Because of these obvious differences from typical genealogies, unless the Bible interpreter thinks of genealogies as Hebrews did, he will make incorrect interpretations. 

Tables 4.1 and 4.2 (found in the Appendix) compile Jacob’s chronology.  A highly accurate list is possibly because Scripture gives so much detail to Jacob’s life.  Table 4.1 points out that whereas 38 specific dates or details are recorded concerning Isaac, 80 are found for Abraham and 158 relate to Jacob.  Table 4.2 dates with a high degree of reliability 30 specific details or events in his life producing an extremely accurate chronology. 

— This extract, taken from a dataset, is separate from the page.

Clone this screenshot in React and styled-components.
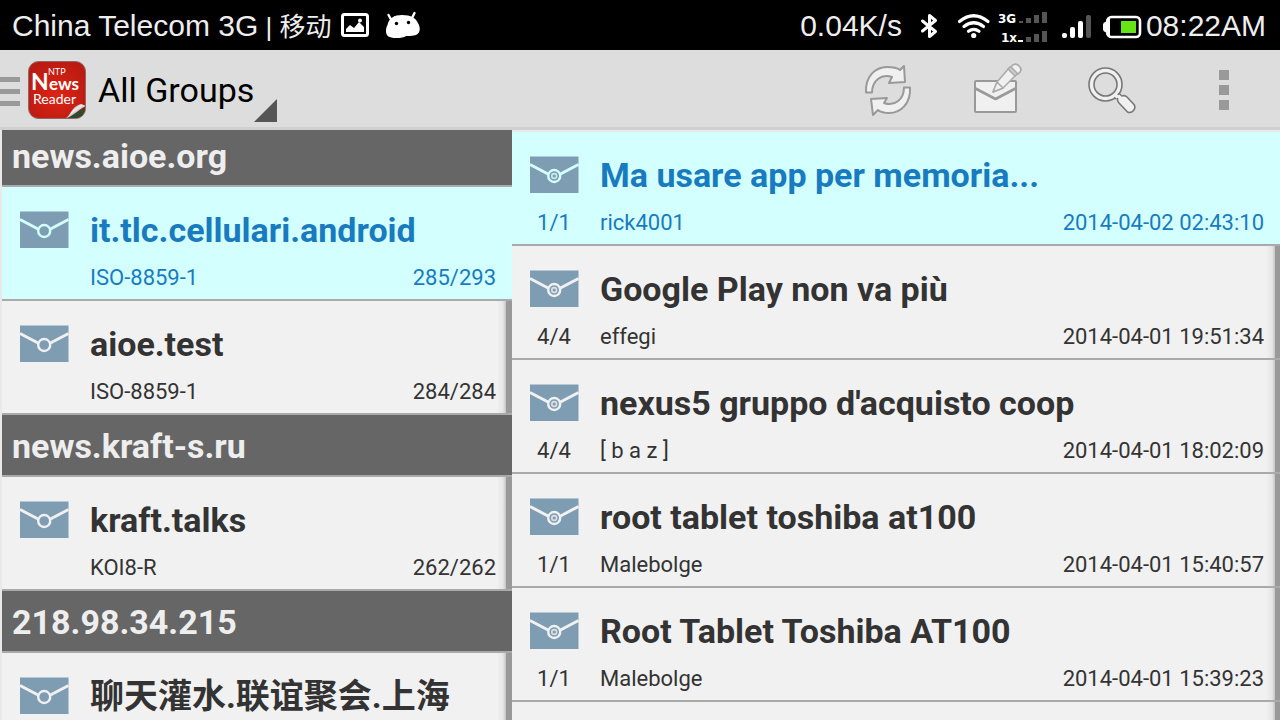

With HB’s study of the lives of Abraham, Isaac and Jacob, a reliable historical chronology can be established back to the birth of Abraham’s father, Terah.  Working backwards, from the beginning of Solomon’s temple in 966 BC, the Exodus occurred 480 years before (1446 BC).  Jacob moved his family to Egypt 430 years before that (1876).  He was born 130 years before (2006 BC).  Isaac was born 60 years before that in 2066 BC and Abraham was born 100 years before Isaac (2166 BC).  Finally, Terah was born 130 years before Abraham (2296 BC). 

These numbers are found in Table 3.1.  Tables B.1 and B.2 use HB’s findings of 40-50 generations missing between Eber and Peleg to produce historical chronologies both forwards and backwards between creation and the present. 

[1]Merrill F. Unger, Unger’s Bible Dictionary, (Chicago: Moody Press, Revised 1961), 546.

[2]C. F. Keil and F. Delitzsch, The Pentateuch, Volume 1, 268-269.

[3]Henry M. Morris, The New Defender’s Study Bible, (Nashville: World Publishing, 1995), 1916-commenting on Hebrews 12:16.

[4]James Ussher, Annuls of the World, (Green Forest, AR.:  Master Books, Revised and Updated by Larry and Marion Pierce, 2003), 28.

[5] This scenario suggests all twelve children were born within Leah’s birthing history of resting six months after pregnancies #1, #2, #3, #5, #6 and resting 24 months after pregnancy #4.  The total time elapsed is nine months for each of her seven pregnancies (six sons and a daughter) for a total of 63 months, five rests of six months each for a total of 30 months, and the long 24-month rest between her 4th and 5th pregnancies.  Thus, her total birthing history was 63 months of pregnancies, 30 months of short resting periods and 24 months of the one long resting period.  Total elapsed time:  63+ 30 + 24 or 117 months.